Exercise directions: Show every line that has the string "full" in it.

Data entries:
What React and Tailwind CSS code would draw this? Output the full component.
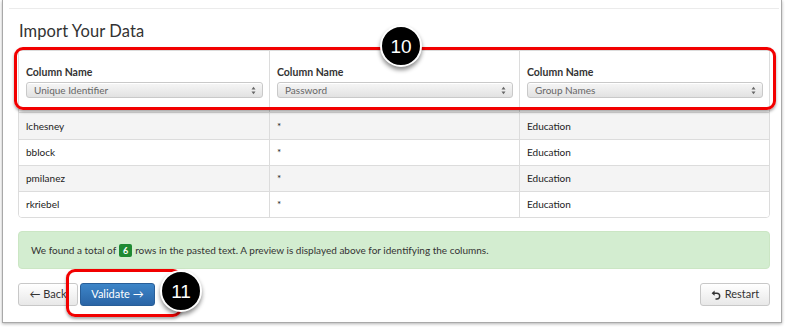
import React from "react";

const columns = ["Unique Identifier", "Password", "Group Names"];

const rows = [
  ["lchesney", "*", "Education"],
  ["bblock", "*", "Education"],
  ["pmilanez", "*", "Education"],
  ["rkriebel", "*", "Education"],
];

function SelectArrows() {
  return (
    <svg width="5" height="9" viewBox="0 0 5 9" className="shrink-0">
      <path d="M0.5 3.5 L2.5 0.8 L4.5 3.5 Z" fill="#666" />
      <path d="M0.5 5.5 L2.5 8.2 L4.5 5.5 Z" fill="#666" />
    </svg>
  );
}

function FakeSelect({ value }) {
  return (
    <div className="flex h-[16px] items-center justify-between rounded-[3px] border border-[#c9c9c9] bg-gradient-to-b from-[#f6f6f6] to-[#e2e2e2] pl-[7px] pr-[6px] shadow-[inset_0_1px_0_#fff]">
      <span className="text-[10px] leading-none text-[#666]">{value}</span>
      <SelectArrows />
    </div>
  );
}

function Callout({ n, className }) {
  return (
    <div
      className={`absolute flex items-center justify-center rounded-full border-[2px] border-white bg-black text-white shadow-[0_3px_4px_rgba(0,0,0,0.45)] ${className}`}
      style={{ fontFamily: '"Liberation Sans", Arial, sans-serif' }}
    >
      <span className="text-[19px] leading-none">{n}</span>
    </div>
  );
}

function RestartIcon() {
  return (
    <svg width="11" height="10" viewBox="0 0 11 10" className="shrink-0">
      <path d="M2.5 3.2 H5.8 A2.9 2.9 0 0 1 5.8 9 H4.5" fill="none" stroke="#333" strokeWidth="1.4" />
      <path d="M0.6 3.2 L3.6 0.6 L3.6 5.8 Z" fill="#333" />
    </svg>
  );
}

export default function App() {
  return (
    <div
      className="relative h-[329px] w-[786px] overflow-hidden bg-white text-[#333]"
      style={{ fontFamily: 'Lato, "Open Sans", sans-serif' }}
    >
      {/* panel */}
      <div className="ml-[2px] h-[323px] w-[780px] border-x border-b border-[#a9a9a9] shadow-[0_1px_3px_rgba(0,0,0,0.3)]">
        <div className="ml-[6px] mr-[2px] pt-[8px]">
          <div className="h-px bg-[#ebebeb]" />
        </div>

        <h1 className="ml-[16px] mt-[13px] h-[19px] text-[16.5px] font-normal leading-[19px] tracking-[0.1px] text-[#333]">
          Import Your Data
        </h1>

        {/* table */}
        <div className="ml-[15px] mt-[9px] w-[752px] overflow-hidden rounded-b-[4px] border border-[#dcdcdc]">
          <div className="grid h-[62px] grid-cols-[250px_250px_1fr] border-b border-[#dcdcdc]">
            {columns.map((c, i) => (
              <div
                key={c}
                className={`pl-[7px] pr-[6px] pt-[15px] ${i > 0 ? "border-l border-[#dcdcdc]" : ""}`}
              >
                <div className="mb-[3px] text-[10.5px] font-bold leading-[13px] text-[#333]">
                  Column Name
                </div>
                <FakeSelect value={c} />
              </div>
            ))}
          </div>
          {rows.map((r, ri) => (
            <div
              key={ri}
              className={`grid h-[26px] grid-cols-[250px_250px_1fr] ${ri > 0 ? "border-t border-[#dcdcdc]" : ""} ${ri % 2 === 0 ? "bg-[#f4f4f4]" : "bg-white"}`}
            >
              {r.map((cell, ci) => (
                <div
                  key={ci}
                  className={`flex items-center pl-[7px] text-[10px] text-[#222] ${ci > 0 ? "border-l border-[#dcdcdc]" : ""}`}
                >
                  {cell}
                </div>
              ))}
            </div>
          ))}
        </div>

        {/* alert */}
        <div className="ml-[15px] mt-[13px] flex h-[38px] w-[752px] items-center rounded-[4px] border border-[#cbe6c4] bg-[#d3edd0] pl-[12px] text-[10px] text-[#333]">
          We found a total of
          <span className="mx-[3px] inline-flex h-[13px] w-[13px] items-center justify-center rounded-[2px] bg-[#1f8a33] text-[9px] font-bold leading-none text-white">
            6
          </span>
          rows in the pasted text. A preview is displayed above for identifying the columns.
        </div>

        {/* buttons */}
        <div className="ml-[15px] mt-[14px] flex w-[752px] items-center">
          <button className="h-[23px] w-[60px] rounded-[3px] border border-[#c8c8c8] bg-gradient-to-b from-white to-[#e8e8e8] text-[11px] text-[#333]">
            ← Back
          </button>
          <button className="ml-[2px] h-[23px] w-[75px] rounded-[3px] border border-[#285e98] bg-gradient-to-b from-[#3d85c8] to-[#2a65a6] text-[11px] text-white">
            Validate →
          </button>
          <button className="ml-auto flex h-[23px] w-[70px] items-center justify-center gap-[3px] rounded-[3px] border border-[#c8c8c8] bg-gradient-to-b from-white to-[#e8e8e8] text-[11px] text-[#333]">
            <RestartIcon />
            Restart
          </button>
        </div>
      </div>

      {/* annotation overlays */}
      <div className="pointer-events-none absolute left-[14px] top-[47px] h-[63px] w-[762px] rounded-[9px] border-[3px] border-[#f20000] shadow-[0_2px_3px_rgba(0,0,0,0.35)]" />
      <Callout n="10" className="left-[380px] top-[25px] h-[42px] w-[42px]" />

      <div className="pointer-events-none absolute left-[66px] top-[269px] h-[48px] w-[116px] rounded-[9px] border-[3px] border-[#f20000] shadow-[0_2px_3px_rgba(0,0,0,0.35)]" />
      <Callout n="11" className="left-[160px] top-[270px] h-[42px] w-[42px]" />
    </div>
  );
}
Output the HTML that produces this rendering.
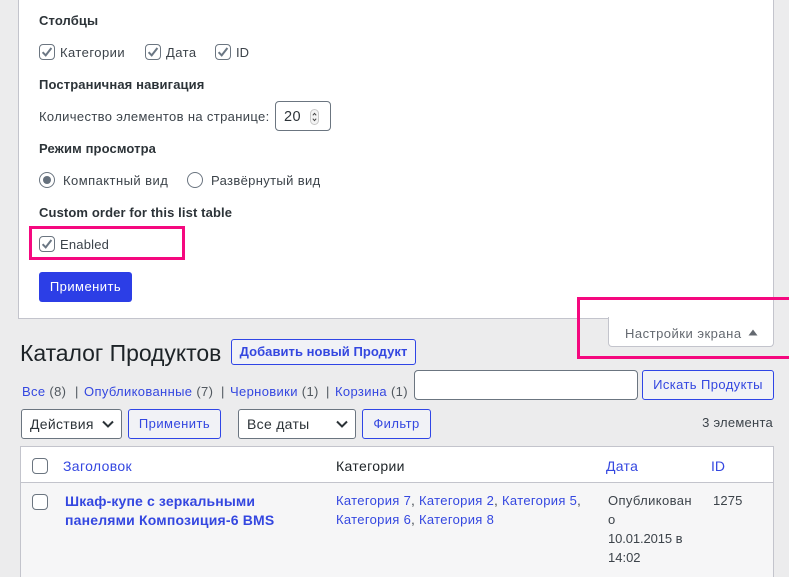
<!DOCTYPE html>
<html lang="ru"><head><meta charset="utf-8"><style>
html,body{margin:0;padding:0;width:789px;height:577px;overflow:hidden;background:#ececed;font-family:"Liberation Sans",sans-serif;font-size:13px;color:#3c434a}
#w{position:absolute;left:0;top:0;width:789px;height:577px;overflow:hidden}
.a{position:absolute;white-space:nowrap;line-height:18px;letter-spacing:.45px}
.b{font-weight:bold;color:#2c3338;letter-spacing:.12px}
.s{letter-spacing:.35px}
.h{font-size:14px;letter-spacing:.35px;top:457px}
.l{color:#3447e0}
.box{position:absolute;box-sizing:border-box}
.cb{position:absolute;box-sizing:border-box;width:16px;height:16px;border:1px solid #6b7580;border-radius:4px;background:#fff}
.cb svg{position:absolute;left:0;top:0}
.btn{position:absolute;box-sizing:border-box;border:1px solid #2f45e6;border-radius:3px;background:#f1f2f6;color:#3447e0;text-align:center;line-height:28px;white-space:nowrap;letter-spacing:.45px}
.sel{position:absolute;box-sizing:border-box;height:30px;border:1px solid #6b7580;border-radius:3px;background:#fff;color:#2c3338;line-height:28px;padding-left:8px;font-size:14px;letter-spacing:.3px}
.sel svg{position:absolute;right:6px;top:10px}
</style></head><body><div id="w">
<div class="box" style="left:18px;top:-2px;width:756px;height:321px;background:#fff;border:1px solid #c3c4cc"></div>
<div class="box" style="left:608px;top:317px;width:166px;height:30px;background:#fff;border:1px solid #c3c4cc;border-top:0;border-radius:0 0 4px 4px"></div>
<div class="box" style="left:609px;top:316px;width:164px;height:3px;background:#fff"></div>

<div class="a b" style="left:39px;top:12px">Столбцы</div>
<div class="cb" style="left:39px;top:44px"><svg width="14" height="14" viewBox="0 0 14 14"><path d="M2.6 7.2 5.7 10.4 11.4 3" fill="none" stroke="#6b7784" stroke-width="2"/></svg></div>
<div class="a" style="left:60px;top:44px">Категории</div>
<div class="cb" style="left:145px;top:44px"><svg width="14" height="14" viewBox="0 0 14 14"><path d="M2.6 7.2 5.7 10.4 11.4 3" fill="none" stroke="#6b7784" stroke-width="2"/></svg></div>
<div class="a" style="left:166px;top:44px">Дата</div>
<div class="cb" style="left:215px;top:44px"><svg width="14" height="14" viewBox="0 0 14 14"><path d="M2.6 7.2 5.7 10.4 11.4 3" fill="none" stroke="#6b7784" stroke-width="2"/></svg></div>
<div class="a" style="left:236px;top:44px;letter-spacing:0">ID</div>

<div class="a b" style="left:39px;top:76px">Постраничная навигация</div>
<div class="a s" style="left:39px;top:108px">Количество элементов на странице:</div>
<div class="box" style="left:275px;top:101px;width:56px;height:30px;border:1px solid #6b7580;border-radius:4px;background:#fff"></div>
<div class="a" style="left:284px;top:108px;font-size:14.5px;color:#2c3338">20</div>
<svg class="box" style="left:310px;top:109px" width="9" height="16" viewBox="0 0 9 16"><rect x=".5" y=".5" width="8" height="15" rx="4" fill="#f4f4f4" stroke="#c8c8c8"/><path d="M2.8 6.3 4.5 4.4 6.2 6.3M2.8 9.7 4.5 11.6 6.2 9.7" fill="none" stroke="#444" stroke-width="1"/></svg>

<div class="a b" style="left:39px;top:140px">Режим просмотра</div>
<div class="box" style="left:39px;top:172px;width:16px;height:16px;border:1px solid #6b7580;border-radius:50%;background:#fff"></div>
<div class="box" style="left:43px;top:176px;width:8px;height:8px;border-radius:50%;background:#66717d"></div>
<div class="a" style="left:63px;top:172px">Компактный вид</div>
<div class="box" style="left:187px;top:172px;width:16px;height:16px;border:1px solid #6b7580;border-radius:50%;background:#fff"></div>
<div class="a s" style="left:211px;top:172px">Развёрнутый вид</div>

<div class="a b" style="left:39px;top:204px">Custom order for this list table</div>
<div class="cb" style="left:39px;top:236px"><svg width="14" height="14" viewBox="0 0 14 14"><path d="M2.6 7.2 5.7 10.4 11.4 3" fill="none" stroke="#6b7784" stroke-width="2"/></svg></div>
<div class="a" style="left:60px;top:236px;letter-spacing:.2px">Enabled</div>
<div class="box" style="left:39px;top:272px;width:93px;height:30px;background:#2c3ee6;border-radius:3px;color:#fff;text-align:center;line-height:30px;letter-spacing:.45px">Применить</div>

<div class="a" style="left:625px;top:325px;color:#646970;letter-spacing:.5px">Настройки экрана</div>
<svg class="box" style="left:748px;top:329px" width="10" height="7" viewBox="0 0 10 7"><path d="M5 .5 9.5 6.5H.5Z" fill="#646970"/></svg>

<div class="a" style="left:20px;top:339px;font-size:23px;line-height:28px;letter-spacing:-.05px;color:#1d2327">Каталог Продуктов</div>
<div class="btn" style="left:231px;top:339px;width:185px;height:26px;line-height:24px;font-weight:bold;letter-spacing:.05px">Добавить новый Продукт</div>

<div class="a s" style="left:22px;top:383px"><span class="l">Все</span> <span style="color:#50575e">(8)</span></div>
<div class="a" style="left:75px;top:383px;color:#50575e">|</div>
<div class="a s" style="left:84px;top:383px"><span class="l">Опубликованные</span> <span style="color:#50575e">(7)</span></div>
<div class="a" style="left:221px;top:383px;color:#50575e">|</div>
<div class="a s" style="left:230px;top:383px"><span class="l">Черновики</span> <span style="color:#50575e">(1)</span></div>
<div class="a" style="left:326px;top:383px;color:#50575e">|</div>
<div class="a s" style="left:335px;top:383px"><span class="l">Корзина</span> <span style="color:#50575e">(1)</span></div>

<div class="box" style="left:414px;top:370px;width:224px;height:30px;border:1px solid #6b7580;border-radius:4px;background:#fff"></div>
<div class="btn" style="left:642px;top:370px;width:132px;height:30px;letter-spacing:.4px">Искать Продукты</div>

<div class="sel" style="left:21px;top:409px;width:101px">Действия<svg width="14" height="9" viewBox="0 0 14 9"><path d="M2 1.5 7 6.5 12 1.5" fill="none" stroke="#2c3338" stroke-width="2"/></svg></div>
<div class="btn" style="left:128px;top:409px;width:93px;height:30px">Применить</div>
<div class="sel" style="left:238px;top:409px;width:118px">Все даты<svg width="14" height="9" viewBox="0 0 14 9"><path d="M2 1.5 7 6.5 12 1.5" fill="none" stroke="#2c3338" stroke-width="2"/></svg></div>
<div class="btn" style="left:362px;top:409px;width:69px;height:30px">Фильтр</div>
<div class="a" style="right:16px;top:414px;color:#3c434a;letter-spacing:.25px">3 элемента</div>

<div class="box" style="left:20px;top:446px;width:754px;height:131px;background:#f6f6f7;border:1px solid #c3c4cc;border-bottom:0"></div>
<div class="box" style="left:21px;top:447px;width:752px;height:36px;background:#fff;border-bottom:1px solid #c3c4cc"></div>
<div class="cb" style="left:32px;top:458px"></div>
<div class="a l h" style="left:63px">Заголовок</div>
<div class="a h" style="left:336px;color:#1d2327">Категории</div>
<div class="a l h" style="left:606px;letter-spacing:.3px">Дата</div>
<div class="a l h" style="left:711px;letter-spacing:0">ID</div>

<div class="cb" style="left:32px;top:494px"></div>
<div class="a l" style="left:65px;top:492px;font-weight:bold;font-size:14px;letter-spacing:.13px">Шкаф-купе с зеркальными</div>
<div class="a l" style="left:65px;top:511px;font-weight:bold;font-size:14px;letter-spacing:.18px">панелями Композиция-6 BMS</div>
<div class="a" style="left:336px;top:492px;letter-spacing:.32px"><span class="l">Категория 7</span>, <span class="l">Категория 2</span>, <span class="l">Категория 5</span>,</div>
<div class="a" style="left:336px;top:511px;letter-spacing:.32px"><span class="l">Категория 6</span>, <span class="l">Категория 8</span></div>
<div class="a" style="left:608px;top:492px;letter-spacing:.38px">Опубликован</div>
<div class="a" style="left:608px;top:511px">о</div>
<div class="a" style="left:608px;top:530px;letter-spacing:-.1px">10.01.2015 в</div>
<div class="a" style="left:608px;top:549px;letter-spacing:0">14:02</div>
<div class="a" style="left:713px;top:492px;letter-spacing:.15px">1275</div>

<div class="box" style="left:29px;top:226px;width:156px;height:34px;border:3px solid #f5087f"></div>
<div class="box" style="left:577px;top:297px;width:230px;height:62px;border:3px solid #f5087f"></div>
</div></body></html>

Written reply:
What React and Tailwind CSS code would draw this? Output the full component.
      className={`absolute flex items-center justify-center rounded-full border-[2px] border-white bg-black text-white shadow-[0_3px_4px_rgba(0,0,0,0.45)] ${className}`}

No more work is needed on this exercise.